I found the frame comfortable, and this was evident on the second day of the adventure ride. Bear in mind, I hadn’t ridden this bike at all, that says something for the frame and the set up. Yes, I had my fit dimensions, but translating that to a frame and then riding it for four hours back-to-back is another level. This impressed me; it says something about the frameset and the benefits of steel, in terms of comfort. There was a slight compliant Spank Flare Vibrocore and their larger span. It feels somewhat uncomfortable for the shoulders initially, but after a while you tend to get used to them.To be honest, my shoulder could have just been hurting from the pints I was lifting in the pub afterwards too!In my opinion, the flare bars are great, and best when you’re in the dropped position, you can understand the true benefits of them then.
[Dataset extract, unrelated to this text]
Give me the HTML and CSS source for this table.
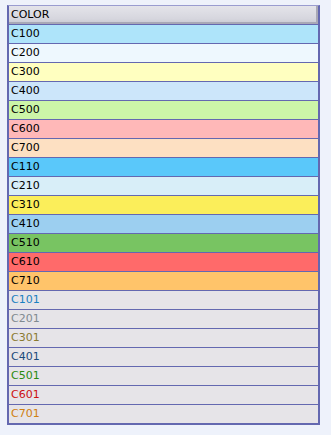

I don’t think they’re for everyone, though.

I’ve been back at home, roaming some of the rough, but familiar, routes. Now, the comfort of the larger tyres makes me wonder why I didn’t do this a while ago. However, everything requires evolution, and with it – you take small steps towards what you need. Frames are becoming more capable and, for me, the Curve Kevin has got it dialled. Yes, there’s not the snappiness of a carbon bike and, with the larger tyres, there’s a little less speed. However, this bike is versatile and can be switched from a 650b rig fitted with 47-2.1 MTB tyres, to a 700c bike fitted with 30-45c tyres in a New York minute. I have now ridden several multi-day bikepacking missions with Uncle Kev and can report back good things. One day, I might go so deep into the backcountry that upon return I’ll need to reintegrate into normal society… whatever that is.